# Raw data:
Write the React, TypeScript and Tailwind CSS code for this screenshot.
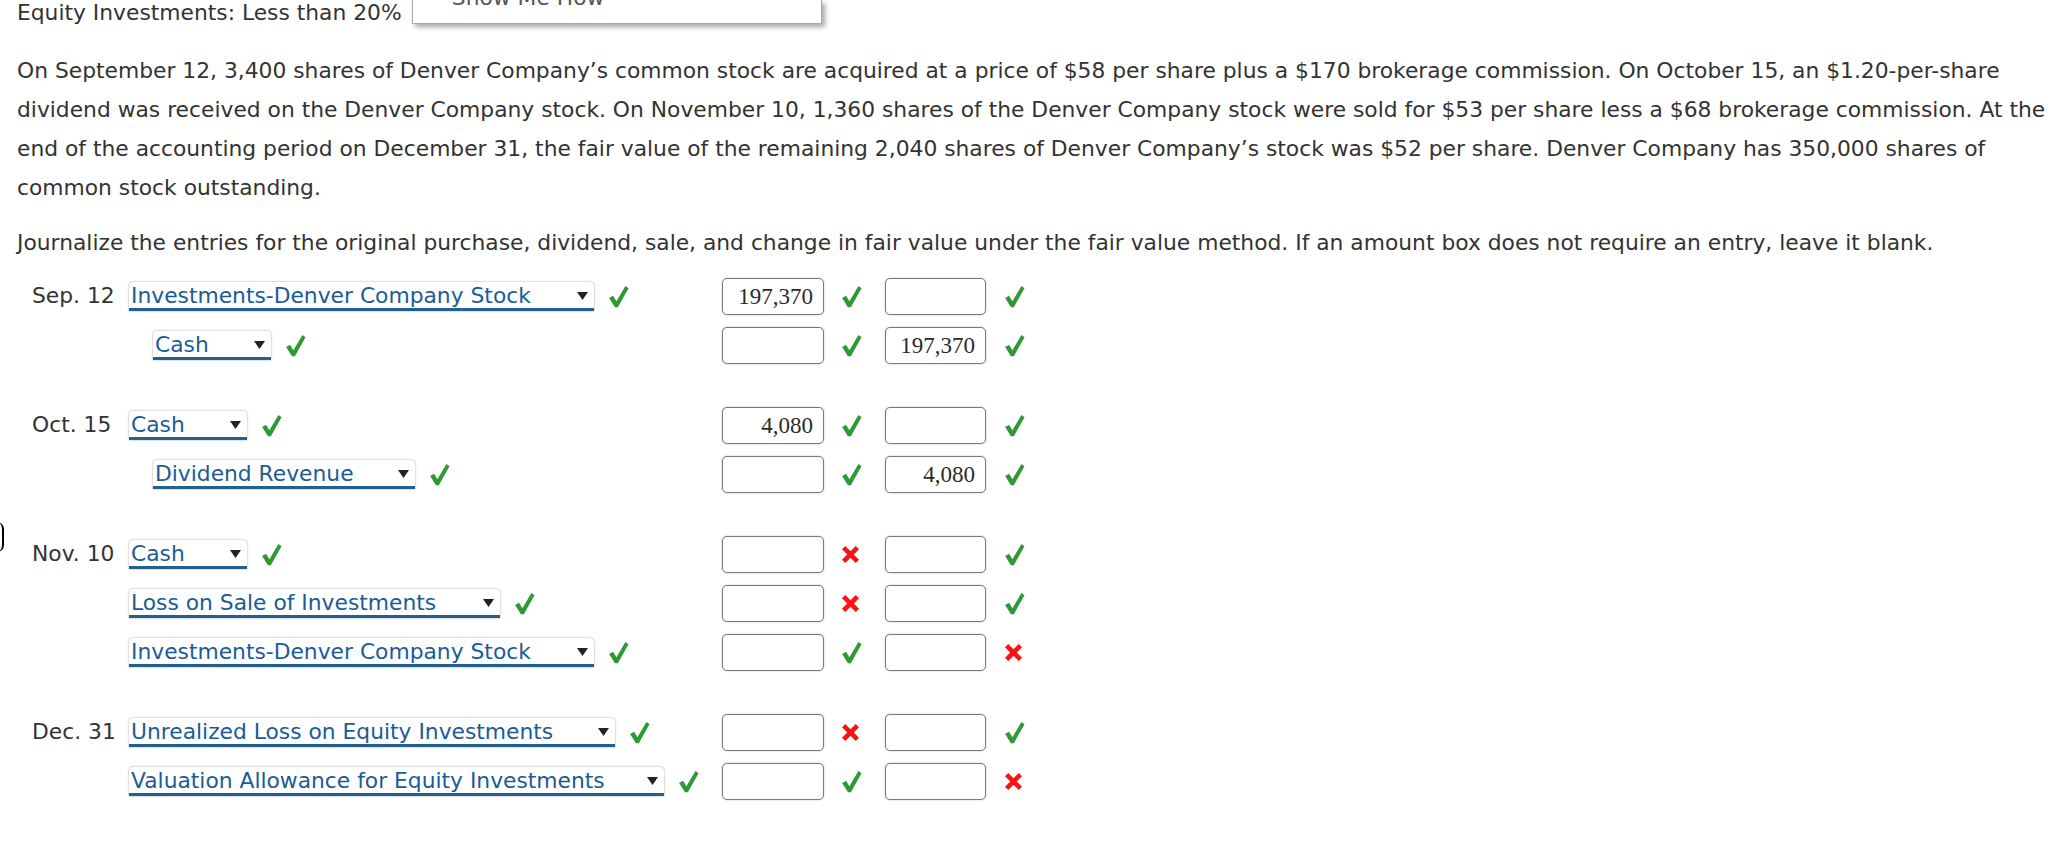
import React from 'react';

type Mark = 'ok' | 'x';

interface Row {
  date?: string;
  account: string;
  width: number;
  indent?: boolean;
  debit: string;
  debitMark: Mark;
  credit: string;
  creditMark: Mark;
}

const groups: Row[][] = [
  [
    { date: 'Sep. 12', account: 'Investments-Denver Company Stock', width: 465, debit: '197,370', debitMark: 'ok', credit: '', creditMark: 'ok' },
    { account: 'Cash', width: 118, indent: true, debit: '', debitMark: 'ok', credit: '197,370', creditMark: 'ok' },
  ],
  [
    { date: 'Oct. 15', account: 'Cash', width: 118, debit: '4,080', debitMark: 'ok', credit: '', creditMark: 'ok' },
    { account: 'Dividend Revenue', width: 262, indent: true, debit: '', debitMark: 'ok', credit: '4,080', creditMark: 'ok' },
  ],
  [
    { date: 'Nov. 10', account: 'Cash', width: 118, debit: '', debitMark: 'x', credit: '', creditMark: 'ok' },
    { account: 'Loss on Sale of Investments', width: 371, debit: '', debitMark: 'x', credit: '', creditMark: 'ok' },
    { account: 'Investments-Denver Company Stock', width: 465, debit: '', debitMark: 'ok', credit: '', creditMark: 'x' },
  ],
  [
    { date: 'Dec. 31', account: 'Unrealized Loss on Equity Investments', width: 486, debit: '', debitMark: 'x', credit: '', creditMark: 'ok' },
    { account: 'Valuation Allowance for Equity Investments', width: 535, debit: '', debitMark: 'ok', credit: '', creditMark: 'x' },
  ],
];

const Check = () => (
  <svg width="21" height="23" viewBox="0 0 20 22" className="block">
    <path d="M1 12.5 L4.8 10.2 L8 15.6 L16.6 1 L19.6 3 L9.4 21.2 L6.6 21.2 Z" fill="#2f9a35" />
  </svg>
);

const Cross = () => (
  <svg width="19" height="19" viewBox="0 0 18 18" className="block">
    <path d="M2.5 2.5 L15.5 15.5 M15.5 2.5 L2.5 15.5" stroke="#ff1111" strokeWidth="4.4" />
  </svg>
);

const MarkIcon = ({ mark }: { mark: Mark }) => (mark === 'ok' ? <Check /> : <Cross />);

const AccountSelect = ({ label, width }: { label: string; width: number }) => (
  <div
    className="flex h-[29px] items-end justify-between rounded-t-[4px] border-b-[3px] border-[#24608f] bg-white pl-[2px] pr-[6px] shadow-[0_0_2px_rgba(0,0,0,0.45)]"
    style={{ width }}
  >
    <span className="text-[21.8px] leading-[25px] text-[#1b5c96] whitespace-nowrap">{label}</span>
    <svg width="11" height="8" viewBox="0 0 11 8" className="mb-[8px] block shrink-0">
      <polygon points="0,0 11,0 5.5,8" fill="#222" />
    </svg>
  </div>
);

const AmountBox = ({ value, width }: { value: string; width: number }) => (
  <div
    className="flex h-[37px] items-center justify-end rounded-[5px] border border-[#7a7a7a] bg-white pr-[10px] shadow-[0_0_2px_rgba(0,0,0,0.25)]"
    style={{ width }}
  >
    <span className="text-[23px] leading-none text-[#2b2b2b]" style={{ fontFamily: '"Liberation Serif", serif' }}>
      {value}
    </span>
  </div>
);

const JournalRow = ({ row }: { row: Row }) => (
  <div className="flex h-[37px] items-center pl-[15px]">
    <div className="w-[97px] text-[21.8px] text-[#333]">{row.date}</div>
    <div className="flex w-[593px] items-center">
      <div className={row.indent ? 'ml-[24px]' : ''}>
        <AccountSelect label={row.account} width={row.width} />
      </div>
      <div className="ml-[14px]">
        <Check />
      </div>
    </div>
    <AmountBox value={row.debit} width={102} />
    <div className="w-[61px] pl-[17px]">
      <MarkIcon mark={row.debitMark} />
    </div>
    <AmountBox value={row.credit} width={101} />
    <div className="pl-[18px]">
      <MarkIcon mark={row.creditMark} />
    </div>
  </div>
);

export default function App() {
  return (
    <div
      className="relative min-h-[842px] w-[2062px] overflow-hidden bg-white pl-[17px] pr-[10px] text-[#333]"
      style={{ fontFamily: '"DejaVu Sans", Verdana, sans-serif' }}
    >
      {/* Show Me How popup, scrolled mostly out of view */}
      <div className="absolute left-[412px] top-0 h-[24px] w-[410px] overflow-hidden border border-t-0 border-[#a8a8a8] bg-white shadow-[3px_3px_5px_rgba(0,0,0,0.35)]">
        <div className="-mt-[15px] flex items-center pl-[8px] text-[21.8px] leading-[26px] text-[#555]">
          <span className="mr-[18px]">•</span>
          <span>Show Me How</span>
        </div>
      </div>

      {/* stray bracket at left edge */}
      <div className="absolute -left-[10px] top-[522px] h-[30px] w-[14px] rounded-full border-r-2 border-black" />

      <div className="h-[26px] text-[21.8px] leading-[26px]">Equity Investments: Less than 20%</div>

      <p className="mt-[25px] text-[21.8px] leading-[39px]">
        On September 12, 3,400 shares of Denver Company’s common stock are acquired at a price of $58 per share plus a $170
        brokerage commission. On October 15, an $1.20-per-share dividend was received on the Denver Company stock. On November
        10, 1,360 shares of the Denver Company stock were sold for $53 per share less a $68 brokerage commission. At the end of
        the accounting period on December 31, the fair value of the remaining 2,040 shares of Denver Company’s stock was $52 per
        share. Denver Company has 350,000 shares of common stock outstanding.
      </p>

      <p className="mt-[16px] text-[21.8px] leading-[39px]">
        Journalize the entries for the original purchase, dividend, sale, and change in fair value under the fair value method. If
        an amount box does not require an entry, leave it blank.
      </p>

      <div className="mt-[16px]">
        {groups.map((g, gi) => (
          <div key={gi} className={gi === 0 ? '' : 'mt-[43px]'}>
            {g.map((r, ri) => (
              <div key={ri} className={ri === 0 ? '' : 'mt-[12px]'}>
                <JournalRow row={r} />
              </div>
            ))}
          </div>
        ))}
      </div>
    </div>
  );
}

# What the task asks:
Return, unchanged, the lines from the first line of the material through the line that holds "<Check /> : <Cross />);", inclusive, omitting pictures.

# Answer below:
Write the React, TypeScript and Tailwind CSS code for this screenshot.
import React from 'react';

type Mark = 'ok' | 'x';

interface Row {
  date?: string;
  account: string;
  width: number;
  indent?: boolean;
  debit: string;
  debitMark: Mark;
  credit: string;
  creditMark: Mark;
}

const groups: Row[][] = [
  [
    { date: 'Sep. 12', account: 'Investments-Denver Company Stock', width: 465, debit: '197,370', debitMark: 'ok', credit: '', creditMark: 'ok' },
    { account: 'Cash', width: 118, indent: true, debit: '', debitMark: 'ok', credit: '197,370', creditMark: 'ok' },
  ],
  [
    { date: 'Oct. 15', account: 'Cash', width: 118, debit: '4,080', debitMark: 'ok', credit: '', creditMark: 'ok' },
    { account: 'Dividend Revenue', width: 262, indent: true, debit: '', debitMark: 'ok', credit: '4,080', creditMark: 'ok' },
  ],
  [
    { date: 'Nov. 10', account: 'Cash', width: 118, debit: '', debitMark: 'x', credit: '', creditMark: 'ok' },
    { account: 'Loss on Sale of Investments', width: 371, debit: '', debitMark: 'x', credit: '', creditMark: 'ok' },
    { account: 'Investments-Denver Company Stock', width: 465, debit: '', debitMark: 'ok', credit: '', creditMark: 'x' },
  ],
  [
    { date: 'Dec. 31', account: 'Unrealized Loss on Equity Investments', width: 486, debit: '', debitMark: 'x', credit: '', creditMark: 'ok' },
    { account: 'Valuation Allowance for Equity Investments', width: 535, debit: '', debitMark: 'ok', credit: '', creditMark: 'x' },
  ],
];

const Check = () => (
  <svg width="21" height="23" viewBox="0 0 20 22" className="block">
    <path d="M1 12.5 L4.8 10.2 L8 15.6 L16.6 1 L19.6 3 L9.4 21.2 L6.6 21.2 Z" fill="#2f9a35" />
  </svg>
);

const Cross = () => (
  <svg width="19" height="19" viewBox="0 0 18 18" className="block">
    <path d="M2.5 2.5 L15.5 15.5 M15.5 2.5 L2.5 15.5" stroke="#ff1111" strokeWidth="4.4" />
  </svg>
);

const MarkIcon = ({ mark }: { mark: Mark }) => (mark === 'ok' ? <Check /> : <Cross />);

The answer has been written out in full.